PROBLEM DESCRIPTION ::
Report how many lines of the following entries include the string "React"; respond with the number alone.

EXERCISE INPUT ::
* * * *
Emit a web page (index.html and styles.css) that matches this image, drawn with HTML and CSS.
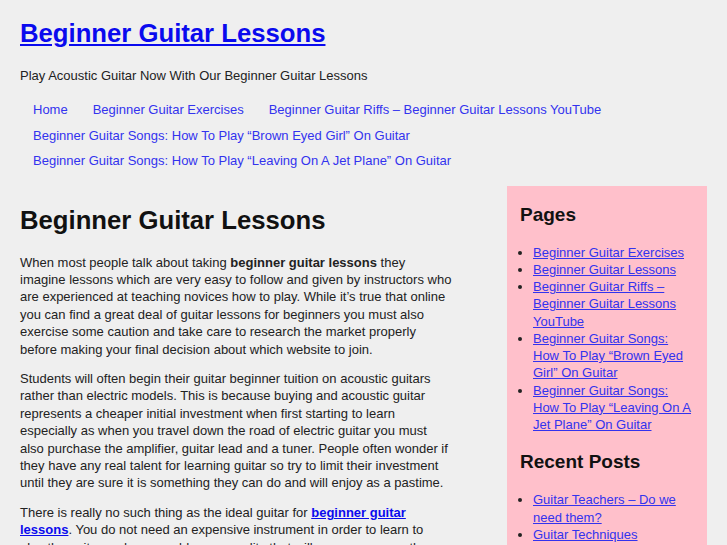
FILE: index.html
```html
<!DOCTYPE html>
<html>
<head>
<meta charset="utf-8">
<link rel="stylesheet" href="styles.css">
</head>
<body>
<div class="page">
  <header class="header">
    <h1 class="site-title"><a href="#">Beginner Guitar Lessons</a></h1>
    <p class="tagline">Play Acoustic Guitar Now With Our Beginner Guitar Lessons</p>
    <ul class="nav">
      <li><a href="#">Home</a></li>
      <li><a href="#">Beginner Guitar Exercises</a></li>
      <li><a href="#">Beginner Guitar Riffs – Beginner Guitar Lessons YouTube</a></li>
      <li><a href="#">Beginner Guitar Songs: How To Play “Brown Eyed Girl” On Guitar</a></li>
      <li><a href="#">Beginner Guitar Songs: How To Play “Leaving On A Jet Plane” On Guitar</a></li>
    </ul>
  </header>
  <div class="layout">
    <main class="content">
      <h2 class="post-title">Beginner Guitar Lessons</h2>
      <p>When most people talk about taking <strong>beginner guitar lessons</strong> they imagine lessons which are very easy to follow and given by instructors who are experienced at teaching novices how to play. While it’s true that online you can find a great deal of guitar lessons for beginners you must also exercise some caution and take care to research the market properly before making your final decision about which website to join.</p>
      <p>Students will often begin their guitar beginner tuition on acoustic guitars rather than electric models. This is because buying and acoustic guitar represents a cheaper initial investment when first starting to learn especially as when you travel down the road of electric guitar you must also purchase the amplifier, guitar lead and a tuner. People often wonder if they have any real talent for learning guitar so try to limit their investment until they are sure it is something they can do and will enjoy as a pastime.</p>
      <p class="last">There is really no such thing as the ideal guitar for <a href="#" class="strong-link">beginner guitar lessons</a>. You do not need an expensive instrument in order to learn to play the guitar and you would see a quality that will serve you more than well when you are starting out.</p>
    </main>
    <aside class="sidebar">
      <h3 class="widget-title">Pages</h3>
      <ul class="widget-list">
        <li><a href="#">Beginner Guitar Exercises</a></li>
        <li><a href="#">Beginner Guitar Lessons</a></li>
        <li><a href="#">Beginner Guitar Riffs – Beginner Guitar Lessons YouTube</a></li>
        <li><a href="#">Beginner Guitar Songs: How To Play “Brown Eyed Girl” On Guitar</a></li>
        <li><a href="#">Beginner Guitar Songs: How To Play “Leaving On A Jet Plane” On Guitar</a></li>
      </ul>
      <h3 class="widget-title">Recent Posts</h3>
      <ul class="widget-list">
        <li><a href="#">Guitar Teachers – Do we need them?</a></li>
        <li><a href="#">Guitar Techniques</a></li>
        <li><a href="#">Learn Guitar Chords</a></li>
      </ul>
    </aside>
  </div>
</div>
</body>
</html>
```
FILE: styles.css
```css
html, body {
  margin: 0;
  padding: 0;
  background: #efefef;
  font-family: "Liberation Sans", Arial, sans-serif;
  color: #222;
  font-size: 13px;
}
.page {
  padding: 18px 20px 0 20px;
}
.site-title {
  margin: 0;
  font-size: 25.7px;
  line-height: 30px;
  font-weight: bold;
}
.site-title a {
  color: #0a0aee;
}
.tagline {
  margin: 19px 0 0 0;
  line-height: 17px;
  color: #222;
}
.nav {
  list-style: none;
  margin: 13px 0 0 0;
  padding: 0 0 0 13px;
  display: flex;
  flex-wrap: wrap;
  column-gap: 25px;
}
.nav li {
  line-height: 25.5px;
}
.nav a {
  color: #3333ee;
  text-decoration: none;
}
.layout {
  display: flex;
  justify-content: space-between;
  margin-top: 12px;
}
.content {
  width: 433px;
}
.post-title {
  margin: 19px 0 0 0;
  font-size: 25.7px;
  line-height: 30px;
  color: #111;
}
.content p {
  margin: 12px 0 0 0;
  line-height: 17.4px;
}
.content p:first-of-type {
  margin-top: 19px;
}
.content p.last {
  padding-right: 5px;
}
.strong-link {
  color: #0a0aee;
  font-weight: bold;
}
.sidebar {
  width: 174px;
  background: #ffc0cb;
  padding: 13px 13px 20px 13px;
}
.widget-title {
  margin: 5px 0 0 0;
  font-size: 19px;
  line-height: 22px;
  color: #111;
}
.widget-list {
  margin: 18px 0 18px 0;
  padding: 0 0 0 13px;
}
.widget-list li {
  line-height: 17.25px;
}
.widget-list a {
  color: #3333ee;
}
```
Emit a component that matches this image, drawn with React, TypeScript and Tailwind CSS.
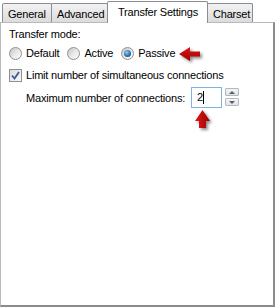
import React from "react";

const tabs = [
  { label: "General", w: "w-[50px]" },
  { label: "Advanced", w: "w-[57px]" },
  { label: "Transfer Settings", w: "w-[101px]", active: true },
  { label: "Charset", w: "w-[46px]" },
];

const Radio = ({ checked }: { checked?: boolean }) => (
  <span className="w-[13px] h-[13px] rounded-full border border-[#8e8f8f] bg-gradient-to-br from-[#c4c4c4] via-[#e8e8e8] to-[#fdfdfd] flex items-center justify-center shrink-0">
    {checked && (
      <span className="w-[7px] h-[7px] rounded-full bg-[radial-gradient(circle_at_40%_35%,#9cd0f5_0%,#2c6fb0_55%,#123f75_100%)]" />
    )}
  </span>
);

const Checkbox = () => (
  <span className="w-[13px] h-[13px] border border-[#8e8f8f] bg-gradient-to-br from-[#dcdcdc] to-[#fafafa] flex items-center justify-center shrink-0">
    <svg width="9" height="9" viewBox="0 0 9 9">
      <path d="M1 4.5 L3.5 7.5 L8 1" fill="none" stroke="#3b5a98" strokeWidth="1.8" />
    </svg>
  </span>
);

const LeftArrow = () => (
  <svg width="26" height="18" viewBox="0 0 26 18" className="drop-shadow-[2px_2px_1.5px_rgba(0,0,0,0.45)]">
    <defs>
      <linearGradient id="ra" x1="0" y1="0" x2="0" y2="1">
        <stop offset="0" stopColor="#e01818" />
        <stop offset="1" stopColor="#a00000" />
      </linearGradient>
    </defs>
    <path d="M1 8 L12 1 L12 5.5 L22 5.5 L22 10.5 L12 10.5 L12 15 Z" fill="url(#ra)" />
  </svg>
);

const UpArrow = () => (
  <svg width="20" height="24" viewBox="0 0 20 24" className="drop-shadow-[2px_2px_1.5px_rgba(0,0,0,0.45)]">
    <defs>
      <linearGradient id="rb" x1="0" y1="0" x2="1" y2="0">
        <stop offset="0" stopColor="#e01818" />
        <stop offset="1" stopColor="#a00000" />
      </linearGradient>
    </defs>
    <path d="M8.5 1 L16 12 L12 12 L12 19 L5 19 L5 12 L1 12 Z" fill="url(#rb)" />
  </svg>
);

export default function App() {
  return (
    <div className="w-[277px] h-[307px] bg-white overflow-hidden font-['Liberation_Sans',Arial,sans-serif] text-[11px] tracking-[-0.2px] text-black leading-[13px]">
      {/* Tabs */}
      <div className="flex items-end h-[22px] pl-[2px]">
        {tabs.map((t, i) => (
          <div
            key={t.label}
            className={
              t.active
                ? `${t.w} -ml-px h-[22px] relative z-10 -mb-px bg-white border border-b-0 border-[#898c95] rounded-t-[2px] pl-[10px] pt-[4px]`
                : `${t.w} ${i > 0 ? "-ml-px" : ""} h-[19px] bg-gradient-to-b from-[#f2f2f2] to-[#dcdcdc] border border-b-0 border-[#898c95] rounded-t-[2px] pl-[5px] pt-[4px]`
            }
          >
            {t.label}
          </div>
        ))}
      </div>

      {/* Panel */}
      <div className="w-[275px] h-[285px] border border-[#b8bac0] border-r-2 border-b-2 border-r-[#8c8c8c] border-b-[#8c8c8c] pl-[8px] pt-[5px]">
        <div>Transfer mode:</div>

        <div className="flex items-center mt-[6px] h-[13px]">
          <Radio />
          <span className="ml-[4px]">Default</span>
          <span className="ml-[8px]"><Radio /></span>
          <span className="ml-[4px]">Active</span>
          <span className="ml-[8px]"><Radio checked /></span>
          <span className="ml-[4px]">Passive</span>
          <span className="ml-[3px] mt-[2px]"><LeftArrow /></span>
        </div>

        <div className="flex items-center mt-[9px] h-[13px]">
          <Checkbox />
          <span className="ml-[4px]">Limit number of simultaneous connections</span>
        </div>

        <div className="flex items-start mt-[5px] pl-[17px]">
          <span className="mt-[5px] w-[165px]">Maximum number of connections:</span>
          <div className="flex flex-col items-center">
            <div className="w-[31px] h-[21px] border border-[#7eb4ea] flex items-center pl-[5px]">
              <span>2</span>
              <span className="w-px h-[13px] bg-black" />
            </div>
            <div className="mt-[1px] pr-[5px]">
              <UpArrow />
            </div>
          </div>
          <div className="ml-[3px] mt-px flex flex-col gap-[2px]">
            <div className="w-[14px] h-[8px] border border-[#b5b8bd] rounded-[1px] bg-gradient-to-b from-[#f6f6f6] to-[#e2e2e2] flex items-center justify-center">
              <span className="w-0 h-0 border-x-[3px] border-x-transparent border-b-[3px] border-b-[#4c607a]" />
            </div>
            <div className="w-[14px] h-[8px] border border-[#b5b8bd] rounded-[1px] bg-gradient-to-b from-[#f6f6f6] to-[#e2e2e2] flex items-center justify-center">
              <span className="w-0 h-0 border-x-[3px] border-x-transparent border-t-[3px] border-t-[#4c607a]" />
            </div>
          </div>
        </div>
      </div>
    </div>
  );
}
* * * *
WRITTEN RESPONSE ::
2